A word of caution: Despite the ‘Ludhiana’ in its name, this book isn’t just about Ludhiana and it certainly isn’t only about butter chicken. Instead, this is Pankaj Mishra’s utterly delightful book about his ‘travels in small town India’ and the vagaries of the great Indian middle class. ‘In Butter Chicken in Ludhiana, Pankaj Mishra captures an India which has shrugged off its sleepy, socialist air, and has become instead kitschy, clamorous and ostentatious. From a convent-educated beauty pageant aspirant to small shopkeepers planning their vacation in London, Pankaj Mishra paints a vivid picture of a people rushing headlong to their tryst with modernity. An absolute classic, this is a witty and insightful account of India’s aspirational middle class,’ says the publisher’s note.

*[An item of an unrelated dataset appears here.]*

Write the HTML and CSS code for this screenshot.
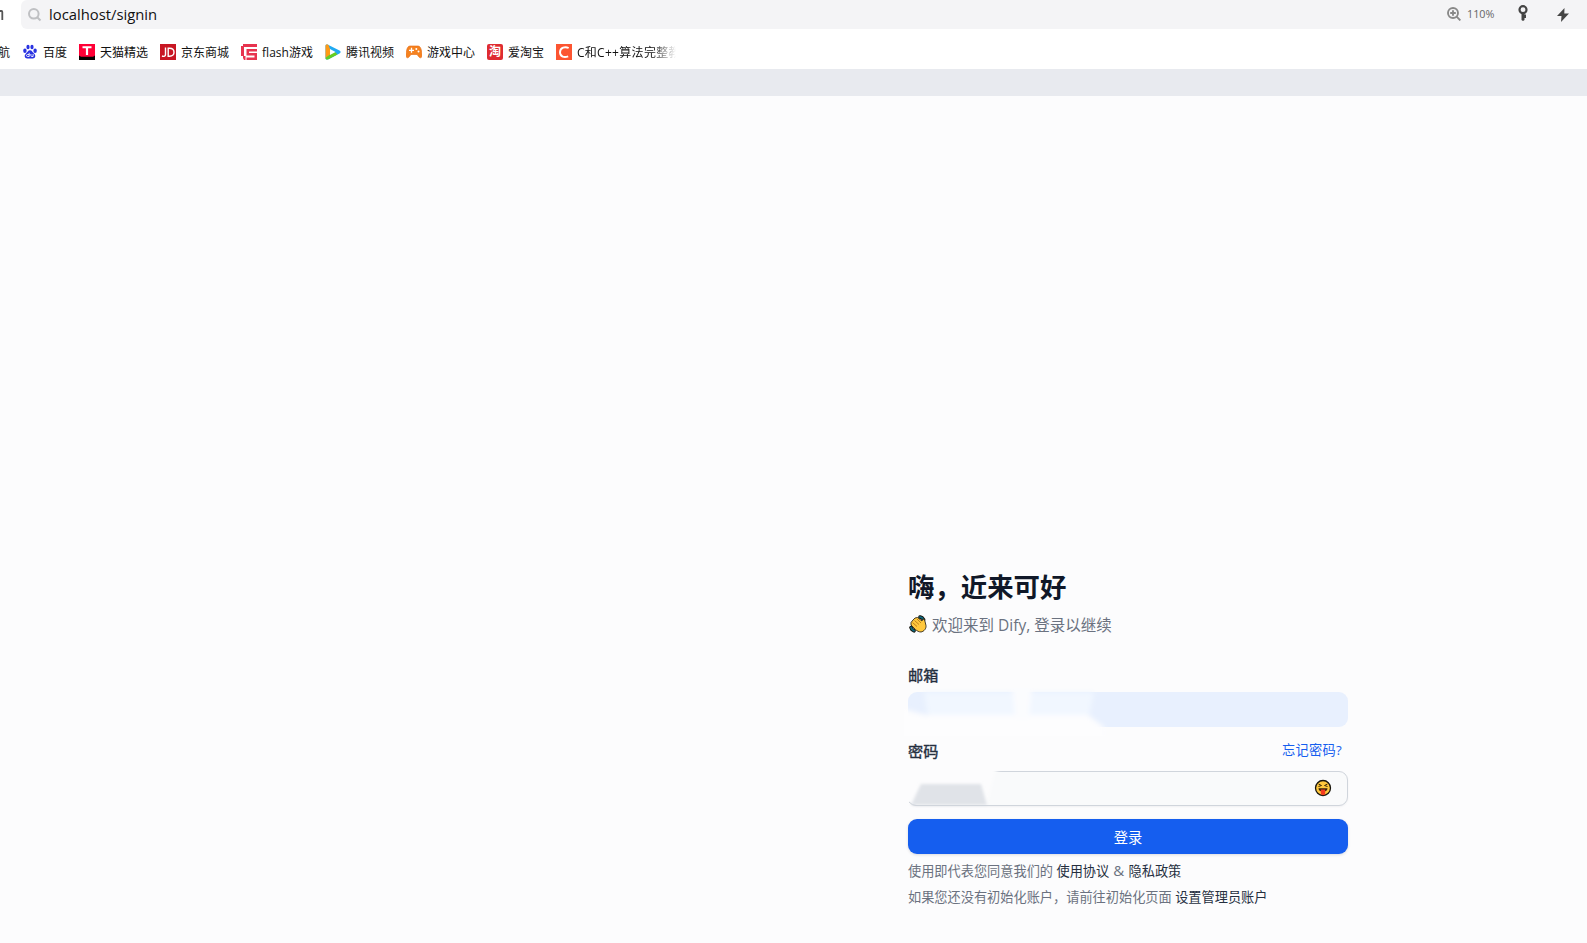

‘What is charming about Pankaj Mishra is that not only are his style and vocabulary refreshingly different from the languid drawl of his generation, he has a feeling for small towns that captures both their squalor and their inner life. Mishra simultaneously evokes an acute revulsion at their brash new culture and manages to capture those hidden qualities that make them the great outback of our urban landscape. The book is a melancholy memoir and a personal diary: the reader may not agree with his perceptions but that is surely the author’s privilege, not his fault,’ says India Today. If you’re looking to pack your bags and travel across the country but aren’t particularly keen on braving crowded buses and trains, and don’t want to suffer cheap, ratty hotels, just let Mishra do the hard work for you – simply get a copy of this book.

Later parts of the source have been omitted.